• [YOUR TASK]:
Only lines with the string "this" matter here; gather them from the material below.
>> Begin SUPPLIED INFORMATION
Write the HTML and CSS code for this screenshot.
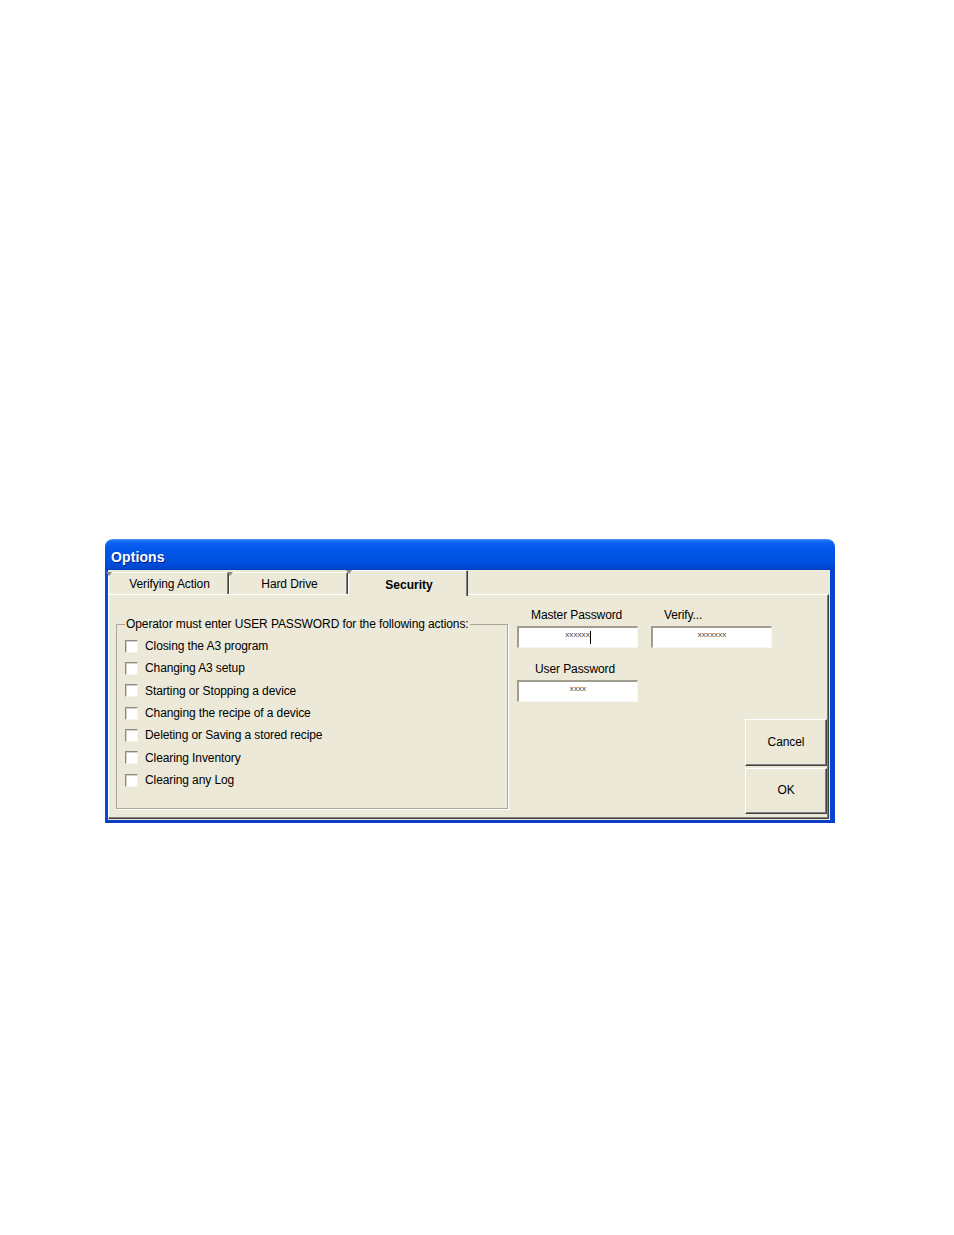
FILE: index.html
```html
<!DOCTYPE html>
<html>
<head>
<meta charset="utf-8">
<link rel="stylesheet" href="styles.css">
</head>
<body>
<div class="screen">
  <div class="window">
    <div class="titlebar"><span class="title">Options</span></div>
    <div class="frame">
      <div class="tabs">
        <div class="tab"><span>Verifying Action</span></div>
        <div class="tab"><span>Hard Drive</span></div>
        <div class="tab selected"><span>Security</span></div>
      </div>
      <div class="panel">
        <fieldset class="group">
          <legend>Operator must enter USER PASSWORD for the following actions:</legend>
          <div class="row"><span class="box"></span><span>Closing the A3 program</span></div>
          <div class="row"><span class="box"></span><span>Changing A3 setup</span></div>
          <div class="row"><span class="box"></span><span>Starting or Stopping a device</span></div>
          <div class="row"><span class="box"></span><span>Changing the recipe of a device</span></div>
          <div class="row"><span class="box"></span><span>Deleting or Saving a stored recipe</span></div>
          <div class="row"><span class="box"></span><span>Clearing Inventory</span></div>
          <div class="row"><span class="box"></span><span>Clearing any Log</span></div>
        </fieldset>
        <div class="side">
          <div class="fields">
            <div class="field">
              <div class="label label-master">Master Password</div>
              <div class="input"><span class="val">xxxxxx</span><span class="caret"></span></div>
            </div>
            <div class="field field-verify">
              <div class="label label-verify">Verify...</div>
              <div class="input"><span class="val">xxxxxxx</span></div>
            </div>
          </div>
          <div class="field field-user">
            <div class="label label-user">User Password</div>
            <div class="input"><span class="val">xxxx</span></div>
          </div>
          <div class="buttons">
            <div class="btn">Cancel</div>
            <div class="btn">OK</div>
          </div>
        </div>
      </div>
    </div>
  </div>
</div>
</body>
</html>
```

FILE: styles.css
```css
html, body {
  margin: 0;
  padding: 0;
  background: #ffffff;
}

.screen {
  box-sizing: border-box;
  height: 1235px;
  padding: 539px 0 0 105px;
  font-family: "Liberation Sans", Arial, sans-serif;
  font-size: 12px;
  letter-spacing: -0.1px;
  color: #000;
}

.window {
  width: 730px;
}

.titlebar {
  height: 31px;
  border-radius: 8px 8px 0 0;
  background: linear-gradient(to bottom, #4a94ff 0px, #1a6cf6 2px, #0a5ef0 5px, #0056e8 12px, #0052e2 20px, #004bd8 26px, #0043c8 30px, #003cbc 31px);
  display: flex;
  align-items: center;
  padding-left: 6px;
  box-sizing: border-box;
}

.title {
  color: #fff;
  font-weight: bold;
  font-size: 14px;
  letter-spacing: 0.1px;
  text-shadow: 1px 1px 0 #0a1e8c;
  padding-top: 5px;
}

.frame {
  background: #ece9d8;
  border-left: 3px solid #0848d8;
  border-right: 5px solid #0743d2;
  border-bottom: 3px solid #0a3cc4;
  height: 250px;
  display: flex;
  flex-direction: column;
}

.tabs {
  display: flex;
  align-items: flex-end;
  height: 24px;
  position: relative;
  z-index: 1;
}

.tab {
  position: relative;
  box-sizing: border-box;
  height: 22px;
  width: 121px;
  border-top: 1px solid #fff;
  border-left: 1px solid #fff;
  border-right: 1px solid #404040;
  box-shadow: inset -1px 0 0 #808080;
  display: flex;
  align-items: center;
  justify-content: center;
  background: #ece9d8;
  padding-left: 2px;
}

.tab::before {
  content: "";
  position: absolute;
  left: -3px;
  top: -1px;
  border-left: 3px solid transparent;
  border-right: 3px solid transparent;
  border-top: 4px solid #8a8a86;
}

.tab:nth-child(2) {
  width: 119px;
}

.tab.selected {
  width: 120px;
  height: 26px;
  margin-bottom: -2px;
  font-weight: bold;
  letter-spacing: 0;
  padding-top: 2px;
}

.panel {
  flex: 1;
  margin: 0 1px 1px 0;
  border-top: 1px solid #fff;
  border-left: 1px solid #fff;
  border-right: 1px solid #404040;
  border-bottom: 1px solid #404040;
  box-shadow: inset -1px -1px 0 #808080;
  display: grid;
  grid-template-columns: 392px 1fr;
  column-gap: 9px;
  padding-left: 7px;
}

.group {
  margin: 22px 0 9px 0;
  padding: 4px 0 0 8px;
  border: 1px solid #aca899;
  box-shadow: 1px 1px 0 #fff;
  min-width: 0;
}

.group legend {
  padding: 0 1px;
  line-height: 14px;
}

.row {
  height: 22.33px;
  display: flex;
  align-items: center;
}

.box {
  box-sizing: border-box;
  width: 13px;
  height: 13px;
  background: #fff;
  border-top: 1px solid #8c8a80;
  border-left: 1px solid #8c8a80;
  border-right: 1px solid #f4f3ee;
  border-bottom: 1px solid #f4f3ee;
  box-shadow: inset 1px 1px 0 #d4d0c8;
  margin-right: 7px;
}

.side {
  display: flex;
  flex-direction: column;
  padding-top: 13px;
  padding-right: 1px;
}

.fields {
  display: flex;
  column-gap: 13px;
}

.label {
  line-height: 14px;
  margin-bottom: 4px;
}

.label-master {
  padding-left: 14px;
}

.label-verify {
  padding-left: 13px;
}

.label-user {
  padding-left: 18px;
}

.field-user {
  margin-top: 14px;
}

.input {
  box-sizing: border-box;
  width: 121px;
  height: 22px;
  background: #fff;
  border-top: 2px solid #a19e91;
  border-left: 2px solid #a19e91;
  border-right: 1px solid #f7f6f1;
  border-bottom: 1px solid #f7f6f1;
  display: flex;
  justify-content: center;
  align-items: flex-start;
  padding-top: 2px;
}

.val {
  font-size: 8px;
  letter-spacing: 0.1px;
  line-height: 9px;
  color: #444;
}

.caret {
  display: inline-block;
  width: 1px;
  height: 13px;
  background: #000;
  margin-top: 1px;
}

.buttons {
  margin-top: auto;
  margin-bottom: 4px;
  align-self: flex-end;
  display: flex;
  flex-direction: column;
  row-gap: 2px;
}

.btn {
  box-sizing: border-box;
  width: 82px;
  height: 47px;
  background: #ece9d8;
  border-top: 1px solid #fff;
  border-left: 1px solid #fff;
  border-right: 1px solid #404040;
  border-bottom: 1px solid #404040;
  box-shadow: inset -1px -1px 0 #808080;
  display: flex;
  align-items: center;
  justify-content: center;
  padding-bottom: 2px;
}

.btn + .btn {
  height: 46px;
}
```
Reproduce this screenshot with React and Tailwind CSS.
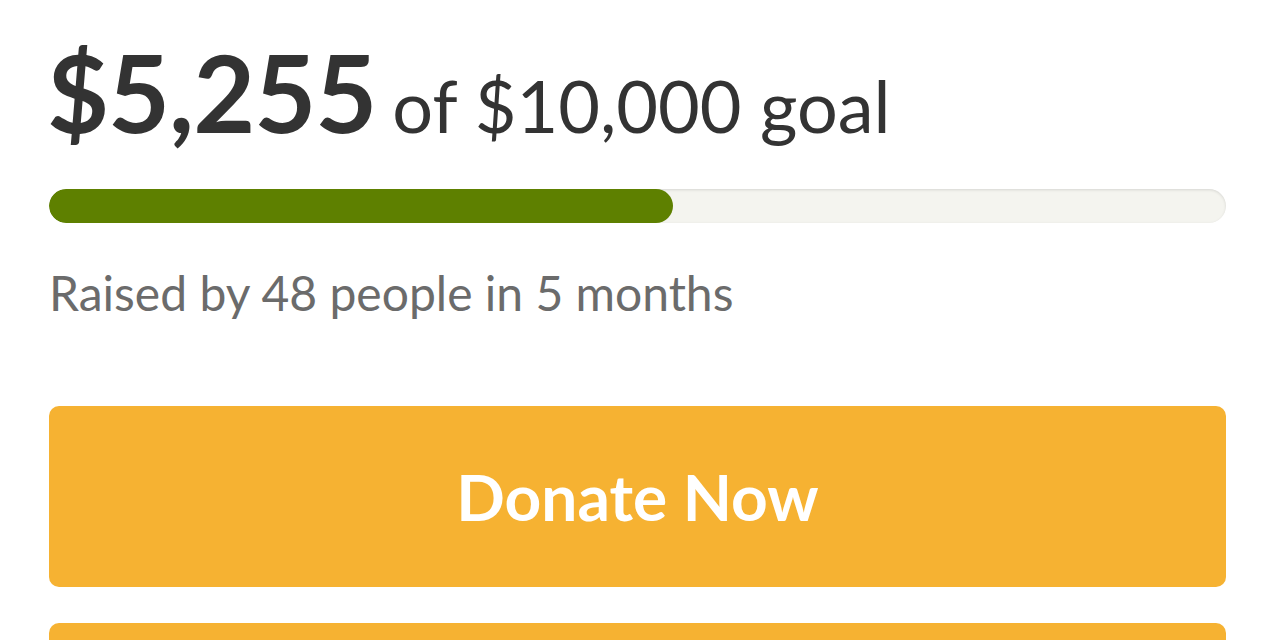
>> End SUPPLIED INFORMATION
• [FULL ANSWER]:
Write the HTML and CSS code for this screenshot.
Reproduce this screenshot with React and Tailwind CSS.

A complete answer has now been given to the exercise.